***** INFORMATION SHOWN
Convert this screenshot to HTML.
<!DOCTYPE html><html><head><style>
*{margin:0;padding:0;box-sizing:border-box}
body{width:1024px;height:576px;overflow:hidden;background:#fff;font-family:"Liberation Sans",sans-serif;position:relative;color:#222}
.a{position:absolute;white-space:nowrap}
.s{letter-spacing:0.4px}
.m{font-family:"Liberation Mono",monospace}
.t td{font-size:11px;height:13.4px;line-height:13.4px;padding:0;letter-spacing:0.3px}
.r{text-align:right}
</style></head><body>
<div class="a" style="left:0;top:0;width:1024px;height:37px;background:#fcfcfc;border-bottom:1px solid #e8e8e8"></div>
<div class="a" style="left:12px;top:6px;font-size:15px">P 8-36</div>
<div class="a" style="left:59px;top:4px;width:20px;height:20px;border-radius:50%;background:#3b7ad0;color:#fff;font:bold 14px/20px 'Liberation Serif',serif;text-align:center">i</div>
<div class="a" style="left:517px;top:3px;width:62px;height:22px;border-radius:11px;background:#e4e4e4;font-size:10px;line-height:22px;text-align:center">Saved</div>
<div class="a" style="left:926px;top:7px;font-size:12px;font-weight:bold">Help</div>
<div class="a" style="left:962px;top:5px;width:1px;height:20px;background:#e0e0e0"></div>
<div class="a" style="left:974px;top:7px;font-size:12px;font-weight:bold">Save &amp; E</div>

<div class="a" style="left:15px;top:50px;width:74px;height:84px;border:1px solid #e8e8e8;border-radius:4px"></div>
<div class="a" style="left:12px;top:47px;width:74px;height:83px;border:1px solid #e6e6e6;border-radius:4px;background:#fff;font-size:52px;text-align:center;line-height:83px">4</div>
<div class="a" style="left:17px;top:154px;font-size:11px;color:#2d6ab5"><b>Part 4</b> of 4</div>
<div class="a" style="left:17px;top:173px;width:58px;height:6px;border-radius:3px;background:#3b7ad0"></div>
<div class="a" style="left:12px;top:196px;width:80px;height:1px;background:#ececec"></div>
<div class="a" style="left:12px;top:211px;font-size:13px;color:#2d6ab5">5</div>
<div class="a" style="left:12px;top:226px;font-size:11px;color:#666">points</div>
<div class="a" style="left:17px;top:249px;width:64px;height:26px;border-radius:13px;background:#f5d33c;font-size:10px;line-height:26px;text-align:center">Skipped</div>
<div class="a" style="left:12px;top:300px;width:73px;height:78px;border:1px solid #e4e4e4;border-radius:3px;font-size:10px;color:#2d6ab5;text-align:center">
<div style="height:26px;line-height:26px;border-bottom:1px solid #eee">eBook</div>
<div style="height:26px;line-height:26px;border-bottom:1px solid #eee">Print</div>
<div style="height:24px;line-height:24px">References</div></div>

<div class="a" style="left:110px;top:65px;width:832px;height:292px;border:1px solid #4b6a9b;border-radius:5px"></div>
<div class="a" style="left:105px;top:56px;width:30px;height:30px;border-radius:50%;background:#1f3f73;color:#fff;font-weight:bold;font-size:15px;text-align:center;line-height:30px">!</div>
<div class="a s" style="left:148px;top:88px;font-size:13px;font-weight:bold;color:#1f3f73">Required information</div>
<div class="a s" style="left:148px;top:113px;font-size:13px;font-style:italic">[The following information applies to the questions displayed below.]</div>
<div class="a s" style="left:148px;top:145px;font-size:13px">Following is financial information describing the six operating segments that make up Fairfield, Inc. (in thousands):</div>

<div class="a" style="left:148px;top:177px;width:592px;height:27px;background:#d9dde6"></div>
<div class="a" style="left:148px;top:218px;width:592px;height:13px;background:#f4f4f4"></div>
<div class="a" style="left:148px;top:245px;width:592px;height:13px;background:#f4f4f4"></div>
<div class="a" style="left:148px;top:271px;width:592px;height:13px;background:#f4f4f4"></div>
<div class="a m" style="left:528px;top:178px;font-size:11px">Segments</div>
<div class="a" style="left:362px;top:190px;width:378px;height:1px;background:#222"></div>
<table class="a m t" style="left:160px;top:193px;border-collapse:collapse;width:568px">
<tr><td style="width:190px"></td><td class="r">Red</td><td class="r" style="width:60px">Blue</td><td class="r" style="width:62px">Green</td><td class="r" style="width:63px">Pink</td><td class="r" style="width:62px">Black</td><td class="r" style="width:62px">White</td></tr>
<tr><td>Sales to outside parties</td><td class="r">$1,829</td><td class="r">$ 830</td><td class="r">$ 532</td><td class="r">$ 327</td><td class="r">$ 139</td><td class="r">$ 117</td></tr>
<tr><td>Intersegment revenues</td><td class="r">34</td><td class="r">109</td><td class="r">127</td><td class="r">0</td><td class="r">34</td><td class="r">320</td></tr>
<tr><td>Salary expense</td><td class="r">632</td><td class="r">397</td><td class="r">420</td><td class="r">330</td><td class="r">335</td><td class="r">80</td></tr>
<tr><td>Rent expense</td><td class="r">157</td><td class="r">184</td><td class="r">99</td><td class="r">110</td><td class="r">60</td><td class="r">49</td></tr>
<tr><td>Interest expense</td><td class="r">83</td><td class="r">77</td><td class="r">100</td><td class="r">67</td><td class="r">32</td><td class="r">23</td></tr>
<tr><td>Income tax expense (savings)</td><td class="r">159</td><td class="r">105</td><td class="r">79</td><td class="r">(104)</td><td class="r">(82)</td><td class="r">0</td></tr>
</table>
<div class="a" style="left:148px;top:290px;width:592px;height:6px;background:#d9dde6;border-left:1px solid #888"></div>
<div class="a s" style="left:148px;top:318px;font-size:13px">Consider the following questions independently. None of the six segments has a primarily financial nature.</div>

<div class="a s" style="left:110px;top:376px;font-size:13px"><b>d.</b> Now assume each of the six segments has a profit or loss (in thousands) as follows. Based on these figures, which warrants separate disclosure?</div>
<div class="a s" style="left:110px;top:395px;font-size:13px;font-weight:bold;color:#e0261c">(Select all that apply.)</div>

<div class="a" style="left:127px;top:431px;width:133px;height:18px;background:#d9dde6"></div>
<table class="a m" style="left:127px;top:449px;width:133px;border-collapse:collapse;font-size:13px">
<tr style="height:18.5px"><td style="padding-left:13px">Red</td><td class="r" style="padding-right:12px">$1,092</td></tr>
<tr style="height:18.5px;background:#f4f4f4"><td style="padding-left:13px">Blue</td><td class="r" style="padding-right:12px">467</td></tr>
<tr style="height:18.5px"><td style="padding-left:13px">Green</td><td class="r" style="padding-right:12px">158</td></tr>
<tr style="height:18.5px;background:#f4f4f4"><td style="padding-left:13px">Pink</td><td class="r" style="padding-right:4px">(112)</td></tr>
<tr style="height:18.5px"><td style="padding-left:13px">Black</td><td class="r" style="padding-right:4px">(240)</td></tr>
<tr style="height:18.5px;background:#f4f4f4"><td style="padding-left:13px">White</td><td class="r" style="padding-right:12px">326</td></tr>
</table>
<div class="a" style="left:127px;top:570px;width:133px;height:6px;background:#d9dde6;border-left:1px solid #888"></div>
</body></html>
**********
- [GIVEN REQUEST] Copy out the whole listing exactly.

- [RESPONSE TO THE TASK]
Convert this screenshot to HTML.
<!DOCTYPE html><html><head><style>
*{margin:0;padding:0;box-sizing:border-box}
body{width:1024px;height:576px;overflow:hidden;background:#fff;font-family:"Liberation Sans",sans-serif;position:relative;color:#222}
.a{position:absolute;white-space:nowrap}
.s{letter-spacing:0.4px}
.m{font-family:"Liberation Mono",monospace}
.t td{font-size:11px;height:13.4px;line-height:13.4px;padding:0;letter-spacing:0.3px}
.r{text-align:right}
</style></head><body>
<div class="a" style="left:0;top:0;width:1024px;height:37px;background:#fcfcfc;border-bottom:1px solid #e8e8e8"></div>
<div class="a" style="left:12px;top:6px;font-size:15px">P 8-36</div>
<div class="a" style="left:59px;top:4px;width:20px;height:20px;border-radius:50%;background:#3b7ad0;color:#fff;font:bold 14px/20px 'Liberation Serif',serif;text-align:center">i</div>
<div class="a" style="left:517px;top:3px;width:62px;height:22px;border-radius:11px;background:#e4e4e4;font-size:10px;line-height:22px;text-align:center">Saved</div>
<div class="a" style="left:926px;top:7px;font-size:12px;font-weight:bold">Help</div>
<div class="a" style="left:962px;top:5px;width:1px;height:20px;background:#e0e0e0"></div>
<div class="a" style="left:974px;top:7px;font-size:12px;font-weight:bold">Save &amp; E</div>

<div class="a" style="left:15px;top:50px;width:74px;height:84px;border:1px solid #e8e8e8;border-radius:4px"></div>
<div class="a" style="left:12px;top:47px;width:74px;height:83px;border:1px solid #e6e6e6;border-radius:4px;background:#fff;font-size:52px;text-align:center;line-height:83px">4</div>
<div class="a" style="left:17px;top:154px;font-size:11px;color:#2d6ab5"><b>Part 4</b> of 4</div>
<div class="a" style="left:17px;top:173px;width:58px;height:6px;border-radius:3px;background:#3b7ad0"></div>
<div class="a" style="left:12px;top:196px;width:80px;height:1px;background:#ececec"></div>
<div class="a" style="left:12px;top:211px;font-size:13px;color:#2d6ab5">5</div>
<div class="a" style="left:12px;top:226px;font-size:11px;color:#666">points</div>
<div class="a" style="left:17px;top:249px;width:64px;height:26px;border-radius:13px;background:#f5d33c;font-size:10px;line-height:26px;text-align:center">Skipped</div>
<div class="a" style="left:12px;top:300px;width:73px;height:78px;border:1px solid #e4e4e4;border-radius:3px;font-size:10px;color:#2d6ab5;text-align:center">
<div style="height:26px;line-height:26px;border-bottom:1px solid #eee">eBook</div>
<div style="height:26px;line-height:26px;border-bottom:1px solid #eee">Print</div>
<div style="height:24px;line-height:24px">References</div></div>

<div class="a" style="left:110px;top:65px;width:832px;height:292px;border:1px solid #4b6a9b;border-radius:5px"></div>
<div class="a" style="left:105px;top:56px;width:30px;height:30px;border-radius:50%;background:#1f3f73;color:#fff;font-weight:bold;font-size:15px;text-align:center;line-height:30px">!</div>
<div class="a s" style="left:148px;top:88px;font-size:13px;font-weight:bold;color:#1f3f73">Required information</div>
<div class="a s" style="left:148px;top:113px;font-size:13px;font-style:italic">[The following information applies to the questions displayed below.]</div>
<div class="a s" style="left:148px;top:145px;font-size:13px">Following is financial information describing the six operating segments that make up Fairfield, Inc. (in thousands):</div>

<div class="a" style="left:148px;top:177px;width:592px;height:27px;background:#d9dde6"></div>
<div class="a" style="left:148px;top:218px;width:592px;height:13px;background:#f4f4f4"></div>
<div class="a" style="left:148px;top:245px;width:592px;height:13px;background:#f4f4f4"></div>
<div class="a" style="left:148px;top:271px;width:592px;height:13px;background:#f4f4f4"></div>
<div class="a m" style="left:528px;top:178px;font-size:11px">Segments</div>
<div class="a" style="left:362px;top:190px;width:378px;height:1px;background:#222"></div>
<table class="a m t" style="left:160px;top:193px;border-collapse:collapse;width:568px">
<tr><td style="width:190px"></td><td class="r">Red</td><td class="r" style="width:60px">Blue</td><td class="r" style="width:62px">Green</td><td class="r" style="width:63px">Pink</td><td class="r" style="width:62px">Black</td><td class="r" style="width:62px">White</td></tr>
<tr><td>Sales to outside parties</td><td class="r">$1,829</td><td class="r">$ 830</td><td class="r">$ 532</td><td class="r">$ 327</td><td class="r">$ 139</td><td class="r">$ 117</td></tr>
<tr><td>Intersegment revenues</td><td class="r">34</td><td class="r">109</td><td class="r">127</td><td class="r">0</td><td class="r">34</td><td class="r">320</td></tr>
<tr><td>Salary expense</td><td class="r">632</td><td class="r">397</td><td class="r">420</td><td class="r">330</td><td class="r">335</td><td class="r">80</td></tr>
<tr><td>Rent expense</td><td class="r">157</td><td class="r">184</td><td class="r">99</td><td class="r">110</td><td class="r">60</td><td class="r">49</td></tr>
<tr><td>Interest expense</td><td class="r">83</td><td class="r">77</td><td class="r">100</td><td class="r">67</td><td class="r">32</td><td class="r">23</td></tr>
<tr><td>Income tax expense (savings)</td><td class="r">159</td><td class="r">105</td><td class="r">79</td><td class="r">(104)</td><td class="r">(82)</td><td class="r">0</td></tr>
</table>
<div class="a" style="left:148px;top:290px;width:592px;height:6px;background:#d9dde6;border-left:1px solid #888"></div>
<div class="a s" style="left:148px;top:318px;font-size:13px">Consider the following questions independently. None of the six segments has a primarily financial nature.</div>

<div class="a s" style="left:110px;top:376px;font-size:13px"><b>d.</b> Now assume each of the six segments has a profit or loss (in thousands) as follows. Based on these figures, which warrants separate disclosure?</div>
<div class="a s" style="left:110px;top:395px;font-size:13px;font-weight:bold;color:#e0261c">(Select all that apply.)</div>

<div class="a" style="left:127px;top:431px;width:133px;height:18px;background:#d9dde6"></div>
<table class="a m" style="left:127px;top:449px;width:133px;border-collapse:collapse;font-size:13px">
<tr style="height:18.5px"><td style="padding-left:13px">Red</td><td class="r" style="padding-right:12px">$1,092</td></tr>
<tr style="height:18.5px;background:#f4f4f4"><td style="padding-left:13px">Blue</td><td class="r" style="padding-right:12px">467</td></tr>
<tr style="height:18.5px"><td style="padding-left:13px">Green</td><td class="r" style="padding-right:12px">158</td></tr>
<tr style="height:18.5px;background:#f4f4f4"><td style="padding-left:13px">Pink</td><td class="r" style="padding-right:4px">(112)</td></tr>
<tr style="height:18.5px"><td style="padding-left:13px">Black</td><td class="r" style="padding-right:4px">(240)</td></tr>
<tr style="height:18.5px;background:#f4f4f4"><td style="padding-left:13px">White</td><td class="r" style="padding-right:12px">326</td></tr>
</table>
<div class="a" style="left:127px;top:570px;width:133px;height:6px;background:#d9dde6;border-left:1px solid #888"></div>
</body></html>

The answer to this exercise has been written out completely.